By: Hertha Ekandjo
The B2Gold mine director Leake Hangala said that out of the 200 employees of the mine who were last week suspended after refusing to work over their normal eight-hour without compensation, seven who were regarded as the ring leaders would not be returning to work after refusing to admit to their wrongdoing.
Hangala said this on Tuesday during a press briefing session in Windhoek.
“The Otjikoto mine is back to its full operation and the suspensions have been lifted with warnings and only a few would lose their jobs and not more than seven,” he said.
The director stated that during the suspension of the workers the company recruited a few workers to work temporarily just to keep the mine’s production going.
According to him, during the suspension, the company made no losses.
Hangala said that B2Gold has always been a consistent company that avoided mistakes by any means and that unions were the ones to make sure that such mistakes don’t repeat themselves.
“We as a company never made mistakes, we talked to the people and we have been transparent in every way,” emphasised Hangala.
According to Hangala, the Otjikoto mine is Namibia’s largest gold mine, which came into production in December 2014 and successfully transitioned to commercial production, with underground mine development and expansion currently underway.
He added that Otjikoto reached its highest level of gold production in 2021 since its inception, producing 197,573 ounces of gold.
“B2Gold Corp., B2Gold Namibia’s 90 shareholders, is committed to local employment as outlined in its People Management Policy and guided by its Local Content Performance Standard, which promotes strategies to enhance employment directly from the regions in which B2Gold Corp operates,” Hangala explained.
Moreover, he said that since the end of 2021, B2Gold Namibia had a total of 871 permanent employees and 51 temporary employees, with 98.6 percent of B2Gold Namibia’s total workforce being Namibian.
Last year B2Gold Namibia paid a Corporate Tax of N$615.1 million.
Royalties paid to the government stood at N$152.5 million, export levies: N$50 million, dividends paid to shareholders: N$1.1 billion, total procurement spend: N$2.274 billion,
local procurements spend N$2.023 billion, CSI Expenditure N$21.3 million, and expenditure on training & skills development N$9.6 million.
Hangala explained that B2Gold Namibia’s Community Social Investment Strategy focused on health, education, culture, the environment, and small business development.
“Investment is carried out within the Otjikoto mine’s impact communities, in the capital city of Windhoek, and other vulnerable communities throughout Namibia. The total expenditure on Corporate Social Investment in 2021 was N$21.3 million,” he said.
Furthermore, Hangala mentioned that on 11 October, the labour ministry, B2Gold, and the mine worker’s union had a tripartite meeting to discuss the work stoppage that occurred at the Otjikoto mine and subsequent suspensions of the affected employees.

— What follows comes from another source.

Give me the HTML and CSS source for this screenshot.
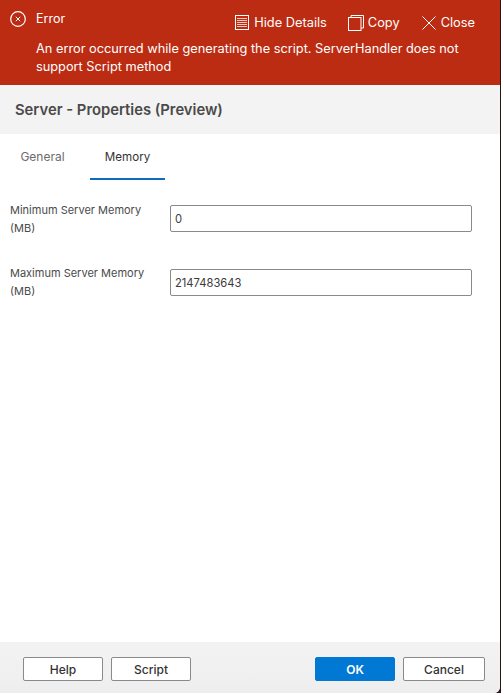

“During the meeting, the ministry confirmed that the Continuous Operation permit (CONTOPS) is valid and that the company should consider lifting the suspensions and impose a different sanction. The company agreed to discuss the matter further with the MUN on 12 October 2022,” he stated.
According to him, during the meeting between the company and the union, they acknowledged that their members should have followed the internal grievance and dispute mechanisms available to them before embarking on an unsanctioned work stoppage.

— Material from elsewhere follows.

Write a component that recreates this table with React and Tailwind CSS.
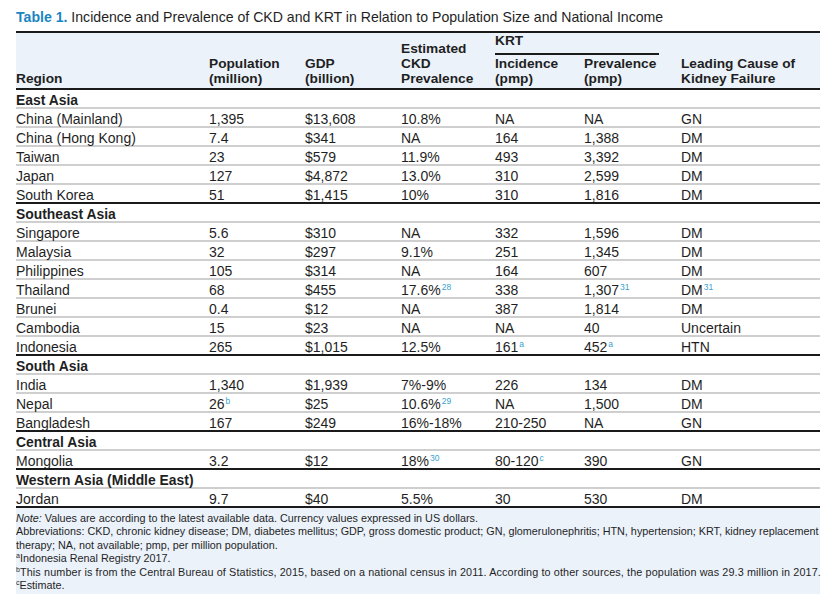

He noted that the union apologized for the behavior of its members and further requested that the company reconsiders the lifting of the suspensions.
“An amicable solution was reached, and the company agreed to lift the suspensions and allow the employees to return to work with a warning. The employees started returning for duty on the morning of 14 October 2022, and the Otjikoto mine is back in full production. While the illegal strike was on, the Otjikoto mine continued its operations”.